When I asked my mom to send me her pumpkin cookie recipe she sent me a recipe card with my own handwriting on it. I likely copied this out of another handwritten recipe book, or based on verbal instructions. The recipe, according to a younger me, is from my grandma and, as is tradition with these old family recipes, there are no step by step instructions. Just an ingredient list, an oven temperature, and a cooking time. However, I’ve watched my mom make these for most of my life that I remember the technique that achieves the cake-like texture.

May I draw your attention to “cinnomon?” How about “pumpkin peree?” I think I wrote this when I was 8.

I called my mom to confirm some of the quantities on the recipe and she clarified that this recipe is probably HER great grandma’s recipe and it’s been fool-proof as written for all these years. That makes these my great great grandma’s cookies. The cake-like consistency comes from creaming together the butter and sugar, combining the sugar into the softened butter until light and homogenous. The baking powder gives them some extra oomf. And oomf is right! I certainly dream of the day when I turn a couple of these cookies into an ice cream sandwich or a whoopie pie, abandoning all self-restraint in the name of fleeting festive whimsy. I admitted to my mom that I bought my first can of pumpkin puree and she assured me that despite growing up making these cookies with her fresh pumpkin puree, it’s perfectly fine to crack open a can and make the most of it. And what else can I expect from myself and others right now? Just crack open the can and enjoy the damn cookies.

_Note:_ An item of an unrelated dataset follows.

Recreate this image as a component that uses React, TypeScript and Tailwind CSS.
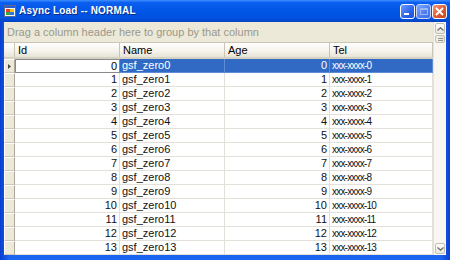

Just one day after asking my mom for this recipe, my best friend said she had also asked my mom for it. My friend Sara is practically a sibling; we used to spend basically every day together when we were kids. She has spent more holidays with my family than any other friend or relative, including my mom’s boyfriend to whom Sara said “you gotta step up your game” when she hit the 10 year mark before he did. We know each other’s family traditions like they’re our own. These cookies are just as comforting to her as they are to me; they’re part of our own silly tradition that we’ve maintained for a miraculous chunk of our lives.

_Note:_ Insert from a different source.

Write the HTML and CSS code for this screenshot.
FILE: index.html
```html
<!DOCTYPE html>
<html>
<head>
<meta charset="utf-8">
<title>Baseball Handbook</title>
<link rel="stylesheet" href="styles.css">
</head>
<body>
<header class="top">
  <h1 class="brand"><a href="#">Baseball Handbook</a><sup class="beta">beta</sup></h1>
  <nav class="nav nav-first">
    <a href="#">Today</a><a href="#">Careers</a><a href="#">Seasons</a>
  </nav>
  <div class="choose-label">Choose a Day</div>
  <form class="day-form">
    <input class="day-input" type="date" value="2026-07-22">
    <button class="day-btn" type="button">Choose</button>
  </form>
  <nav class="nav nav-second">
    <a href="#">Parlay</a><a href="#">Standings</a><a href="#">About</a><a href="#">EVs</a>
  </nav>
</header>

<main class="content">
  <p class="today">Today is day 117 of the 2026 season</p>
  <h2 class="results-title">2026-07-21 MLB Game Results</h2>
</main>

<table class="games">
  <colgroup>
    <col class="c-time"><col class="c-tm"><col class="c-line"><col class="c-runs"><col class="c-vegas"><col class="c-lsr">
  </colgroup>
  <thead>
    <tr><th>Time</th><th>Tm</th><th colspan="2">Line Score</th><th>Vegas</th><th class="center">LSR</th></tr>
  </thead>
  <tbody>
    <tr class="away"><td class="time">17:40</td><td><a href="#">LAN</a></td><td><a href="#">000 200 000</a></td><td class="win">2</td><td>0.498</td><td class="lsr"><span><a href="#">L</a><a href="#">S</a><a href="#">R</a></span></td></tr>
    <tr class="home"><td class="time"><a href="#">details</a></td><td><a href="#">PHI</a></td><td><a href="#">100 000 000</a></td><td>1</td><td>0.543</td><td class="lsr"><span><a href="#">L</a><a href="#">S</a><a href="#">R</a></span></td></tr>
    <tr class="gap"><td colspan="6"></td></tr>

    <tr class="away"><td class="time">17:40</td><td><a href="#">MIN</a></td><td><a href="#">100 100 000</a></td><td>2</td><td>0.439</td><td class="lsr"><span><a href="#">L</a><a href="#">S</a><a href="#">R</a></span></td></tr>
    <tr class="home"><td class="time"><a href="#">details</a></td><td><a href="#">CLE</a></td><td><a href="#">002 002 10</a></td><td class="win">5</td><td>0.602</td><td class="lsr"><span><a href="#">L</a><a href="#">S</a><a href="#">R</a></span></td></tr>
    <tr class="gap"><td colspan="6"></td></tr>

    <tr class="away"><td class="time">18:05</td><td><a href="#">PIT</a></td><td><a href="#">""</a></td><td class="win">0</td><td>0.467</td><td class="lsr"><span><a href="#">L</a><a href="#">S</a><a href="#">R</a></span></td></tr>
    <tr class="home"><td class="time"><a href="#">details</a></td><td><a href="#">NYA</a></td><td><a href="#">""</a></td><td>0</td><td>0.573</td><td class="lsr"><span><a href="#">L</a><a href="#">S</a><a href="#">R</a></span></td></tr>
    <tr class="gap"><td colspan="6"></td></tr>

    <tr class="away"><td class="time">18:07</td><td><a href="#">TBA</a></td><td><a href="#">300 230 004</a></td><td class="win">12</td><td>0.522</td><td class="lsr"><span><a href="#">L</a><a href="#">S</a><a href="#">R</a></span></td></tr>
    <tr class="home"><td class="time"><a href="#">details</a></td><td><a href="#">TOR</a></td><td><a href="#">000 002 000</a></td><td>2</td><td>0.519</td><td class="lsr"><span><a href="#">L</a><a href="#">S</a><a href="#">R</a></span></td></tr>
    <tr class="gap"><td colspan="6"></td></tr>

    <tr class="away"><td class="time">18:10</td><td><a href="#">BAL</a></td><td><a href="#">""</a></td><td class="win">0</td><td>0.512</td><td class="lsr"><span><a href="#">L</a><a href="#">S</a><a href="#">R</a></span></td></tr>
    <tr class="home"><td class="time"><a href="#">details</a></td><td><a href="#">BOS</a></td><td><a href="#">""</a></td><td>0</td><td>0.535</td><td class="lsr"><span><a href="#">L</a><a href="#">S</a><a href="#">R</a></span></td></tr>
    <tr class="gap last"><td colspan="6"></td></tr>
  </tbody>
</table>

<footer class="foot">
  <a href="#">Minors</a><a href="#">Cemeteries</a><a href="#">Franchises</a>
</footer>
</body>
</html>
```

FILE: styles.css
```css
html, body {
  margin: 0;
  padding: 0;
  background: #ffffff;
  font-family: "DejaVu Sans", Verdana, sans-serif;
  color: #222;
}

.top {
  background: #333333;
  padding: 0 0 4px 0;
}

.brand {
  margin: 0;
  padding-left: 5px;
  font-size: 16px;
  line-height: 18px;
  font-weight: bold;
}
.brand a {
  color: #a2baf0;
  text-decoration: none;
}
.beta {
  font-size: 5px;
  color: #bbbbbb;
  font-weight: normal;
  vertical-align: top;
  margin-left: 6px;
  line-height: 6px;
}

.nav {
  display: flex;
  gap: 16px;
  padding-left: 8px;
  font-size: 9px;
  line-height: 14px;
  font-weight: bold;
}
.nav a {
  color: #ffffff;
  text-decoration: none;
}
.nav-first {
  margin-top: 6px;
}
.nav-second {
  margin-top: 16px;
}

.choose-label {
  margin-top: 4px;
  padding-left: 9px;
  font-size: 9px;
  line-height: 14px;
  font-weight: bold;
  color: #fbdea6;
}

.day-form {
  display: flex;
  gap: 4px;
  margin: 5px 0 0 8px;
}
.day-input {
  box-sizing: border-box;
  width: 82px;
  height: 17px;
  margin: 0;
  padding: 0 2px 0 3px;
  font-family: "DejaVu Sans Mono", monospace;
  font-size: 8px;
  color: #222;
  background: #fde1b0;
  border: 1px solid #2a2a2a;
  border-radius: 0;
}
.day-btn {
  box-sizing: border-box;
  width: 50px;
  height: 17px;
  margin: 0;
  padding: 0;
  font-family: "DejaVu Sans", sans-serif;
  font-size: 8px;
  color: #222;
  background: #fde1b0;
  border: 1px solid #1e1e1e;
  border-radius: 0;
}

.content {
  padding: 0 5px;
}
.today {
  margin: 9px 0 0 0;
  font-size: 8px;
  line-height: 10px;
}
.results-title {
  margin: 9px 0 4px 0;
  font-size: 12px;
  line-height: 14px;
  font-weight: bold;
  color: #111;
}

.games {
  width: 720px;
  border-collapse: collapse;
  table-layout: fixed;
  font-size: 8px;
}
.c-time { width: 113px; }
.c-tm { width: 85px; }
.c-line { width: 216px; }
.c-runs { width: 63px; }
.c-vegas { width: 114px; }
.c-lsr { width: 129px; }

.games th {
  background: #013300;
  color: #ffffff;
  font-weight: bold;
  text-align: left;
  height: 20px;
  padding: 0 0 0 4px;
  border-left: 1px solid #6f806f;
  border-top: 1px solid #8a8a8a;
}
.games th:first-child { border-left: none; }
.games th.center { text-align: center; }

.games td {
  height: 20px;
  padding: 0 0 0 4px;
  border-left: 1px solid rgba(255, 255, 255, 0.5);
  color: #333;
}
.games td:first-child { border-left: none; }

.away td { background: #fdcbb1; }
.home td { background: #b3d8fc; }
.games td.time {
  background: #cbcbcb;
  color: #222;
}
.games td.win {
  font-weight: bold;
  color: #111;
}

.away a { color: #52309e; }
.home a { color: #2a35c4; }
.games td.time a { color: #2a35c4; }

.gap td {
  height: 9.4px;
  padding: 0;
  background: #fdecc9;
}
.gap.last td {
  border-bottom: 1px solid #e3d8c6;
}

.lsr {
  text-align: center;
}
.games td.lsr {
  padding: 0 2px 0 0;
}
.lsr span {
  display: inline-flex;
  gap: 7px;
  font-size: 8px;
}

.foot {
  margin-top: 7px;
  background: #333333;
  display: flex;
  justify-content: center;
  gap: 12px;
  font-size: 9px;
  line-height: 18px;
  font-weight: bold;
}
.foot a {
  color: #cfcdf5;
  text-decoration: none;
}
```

Honestly, it’s hardly the holiday season without Sara. That will likely be the greatest loss for me this year in terms of beloved traditions, but completely worth it to preserve our health and wellness. These cookies can be one of many connections we have to one another this year as we continue to limit our interactions. Next year I’ll tell Sara’s boyfriend that she’s already busy for the holidays and we’ll pick up where we left off.

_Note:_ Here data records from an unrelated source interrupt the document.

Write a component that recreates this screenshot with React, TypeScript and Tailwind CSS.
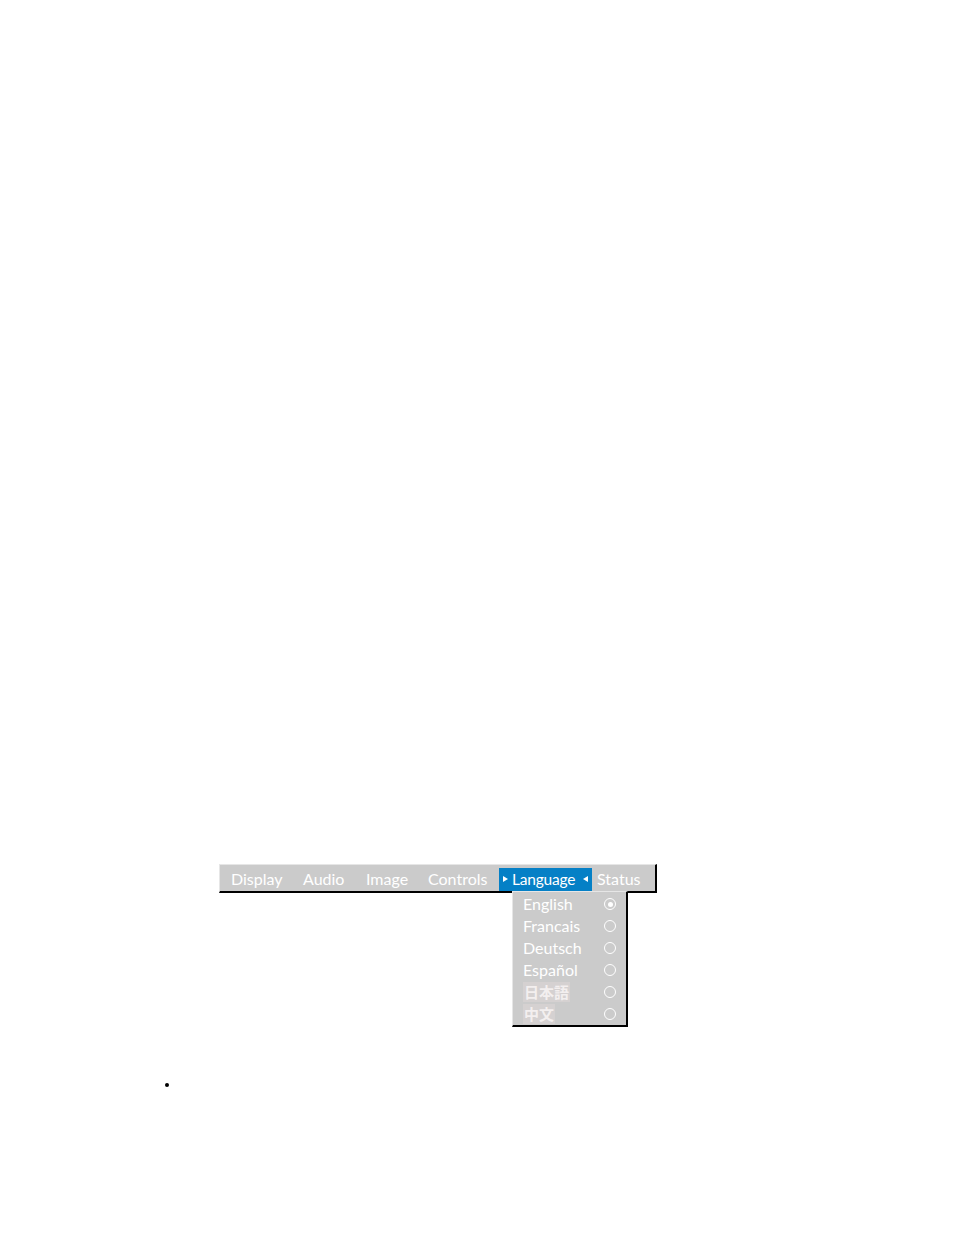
import React from 'react';

const font = { fontFamily: 'Lato, "Noto Sans CJK JP", sans-serif' };

const tabs = [
  { label: 'Display', w: 'w-[72px] pl-[11px]' },
  { label: 'Audio', w: 'w-[63px] pl-[11px]' },
  { label: 'Image', w: 'w-[62px] pl-[11px]' },
  { label: 'Controls', w: 'w-[82px] pl-[11px]' },
];

const languages = [
  { label: 'English', selected: true, cjk: false },
  { label: 'Francais', selected: false, cjk: false },
  { label: 'Deutsch', selected: false, cjk: false },
  { label: 'Español', selected: false, cjk: false },
  { label: '日本語', selected: false, cjk: true },
  { label: '中文', selected: false, cjk: true },
];

const Radio: React.FC<{ on: boolean }> = ({ on }) => (
  <span className="flex h-[12px] w-[12px] items-center justify-center rounded-full border-[1.6px] border-white">
    {on && <span className="h-[5px] w-[5px] rounded-full bg-white" />}
  </span>
);

export default function App() {
  return (
    <div className="min-h-[1235px] w-full bg-white pt-[864px]" style={font}>
      {/* Menu bar */}
      <div className="ml-[219px] flex w-[438px] border-t border-l border-b-2 border-r-2 border-t-[#e6e6e6] border-l-[#e6e6e6] border-b-black border-r-black bg-[#cbcbcb] pt-[3px] text-[16px] text-white">
        {tabs.map((t) => (
          <span key={t.label} className={`h-[23px] leading-[21px] ${t.w}`}>
            {t.label}
          </span>
        ))}
        <span className="flex h-[23px] w-[93px] items-center bg-[#0580c6] pb-[1px] text-white">
          <svg className="ml-[4px] mr-[4px] h-[6px] w-[5px] shrink-0" viewBox="0 0 5 6">
            <path d="M0 0L5 3L0 6Z" fill="white" />
          </svg>
          <span className="text-[15.5px] leading-[21px] tracking-[-0.2px]">Language</span>
          <svg className="ml-auto mr-[4px] h-[6px] w-[5px] shrink-0" viewBox="0 0 5 6">
            <path d="M5 0L0 3L5 6Z" fill="white" />
          </svg>
        </span>
        <span className="h-[23px] w-[61px] pl-[5px] leading-[21px]">Status</span>
      </div>

      {/* Language dropdown */}
      <div className="relative -mt-[2px] ml-[512px] w-[116px] border-l border-t border-b-2 border-r-2 border-l-[#e6e6e6] border-t-[#e6e6e6] border-b-black border-r-black bg-[#cbcbcb] pt-[1px] text-[16px] text-white">
        {languages.map((l) => (
          <div key={l.label} className="flex h-[22px] items-center pl-[10px] pr-[10px]">
            <span className="flex-1">
              {l.cjk ? (
                <span className="bg-[#d5d1d1] px-[1px] py-[1px] text-[15px] font-bold leading-[20px] text-[#f3efef]">
                  {l.label}
                </span>
              ) : (
                <span className="leading-[21px]">{l.label}</span>
              )}
            </span>
            <Radio on={l.selected} />
          </div>
        ))}
      </div>

      {/* Bullet */}
      <div className="ml-[165px] mt-[56px] h-[4px] w-[4px] rounded-full bg-black" />
    </div>
  );
}
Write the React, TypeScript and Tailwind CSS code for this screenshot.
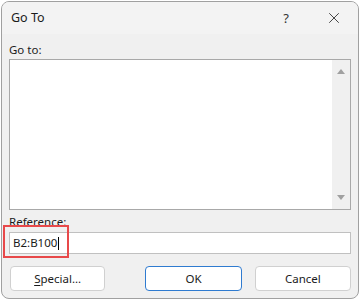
import { X } from 'lucide-react';

export default function App() {
  return (
    <div className="w-[361px] h-[300px] bg-white p-px" style={{ fontFamily: '"Noto Sans", "Open Sans", sans-serif' }}>
      <div className="h-[298px] w-[358px] border border-[#a0a0a0] rounded-lg bg-[#f0f0f0] overflow-hidden flex flex-col text-[#1b1b1b]">
        {/* Title bar */}
        <div className="h-[32px] bg-[#f3f3f3] flex items-center pl-[9px] shrink-0">
          <span className="text-[12.5px] leading-none">Go To</span>
          <span className="ml-auto mr-[36px] text-[13px] leading-none text-[#333]">?</span>
          <X className="w-[18px] h-[18px] mr-[15px] text-[#333]" strokeWidth={1.2} />
        </div>

        {/* Body */}
        <div className="flex flex-col px-[7px] pt-[9px]">
          <label className="text-[11.5px] leading-[14px]">Go to:</label>
          <div className="mt-[2px] h-[151px] border border-[#a8a8a8] bg-white flex">
            <div className="flex-1" />
            <div className="w-[18px] bg-[#f0f0f0] flex flex-col items-center justify-between py-[9px]">
              <div className="w-0 h-0 border-l-[4px] border-r-[4px] border-b-[5px] border-l-transparent border-r-transparent border-b-[#a0a0a0]" />
              <div className="w-0 h-0 border-l-[4px] border-r-[4px] border-t-[5px] border-l-transparent border-r-transparent border-t-[#a0a0a0]" />
            </div>
          </div>

          <label className="mt-[5px] text-[11.5px] leading-[14px]">Reference:</label>
          <div className="relative mt-[3px]">
            <div className="h-[22px] border border-[#c0c0c0] bg-white flex items-center pl-[3px]">
              <span className="text-[11.5px] leading-none">B2:B100</span>
              <span className="w-px h-[13px] bg-black ml-px" />
            </div>
            <div className="absolute left-[-6px] top-[-7px] w-[66px] h-[33px] border-2 border-[#e8494a]" />
          </div>

          <div className="mt-[12px] flex items-center">
            <button className="w-[96px] h-[25px] ml-px rounded-[4px] border border-[#d0d0d0] bg-white text-[11.5px] leading-none">
              <span className="underline underline-offset-2">S</span>pecial...
            </button>
            <button className="w-[97px] h-[25px] ml-[40px] rounded-[4px] border border-[#2f7bd0] bg-white text-[11.5px] leading-none">
              OK
            </button>
            <button className="w-[97px] h-[25px] ml-[13px] rounded-[4px] border border-[#d0d0d0] bg-white text-[11.5px] leading-none">
              Cancel
            </button>
          </div>
        </div>
      </div>
    </div>
  );
}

Really Very Old Family Pumpkin Cookies

1/2 cup butter, softened
1 cup sugar
2 eggs
1 cup pumpkin puree
2 cups flour
2 tbsp baking powder
2 tsp cinnamon
1/2 tsp nutmeg
1 tsp ground ginger

  1. Preheat oven to 350 degrees.
  2. Line baking sheets with parchment paper. You will need at least 2 baking sheets and, depending on cookie size, may need to use them more than once.
  3. Cream together the softened butter and sugar. This can be done in a stand mixer with the paddle attachment, or by hand with a rubber spatula. You’ll want the butter to be really soft, but not melted to achieve the ideal creamy texture.
  4. Beat the 2 eggs into the butter-sugar mixture.
  5. Add ingredients as listed, mixing after each addition. You want a homogenous looking cookie batter, but if some butter and sugar does not mix you will have some crispy sugary bits and that’s nothing to be mad at.
  6. Using an ice cream scoop, meatball scoop, or tablespoon scoop the cookies onto the parchment lined baking sheets about 2 inches apart. The cookies will spread a little and rise, forming muffin-top-looking cookies.
  7. Bake cookies for 15 minutes. This is the minimum. Check at 15 minutes and see if cookie bottoms are slightly browned. I find that 18 minutes is usually my sweet spot, but that’s based on the size cookie I scoop.
  8. Allow to cool before breaking open a soft, fluffy cookie. These cookies freeze well in zip top bags or airtight containers.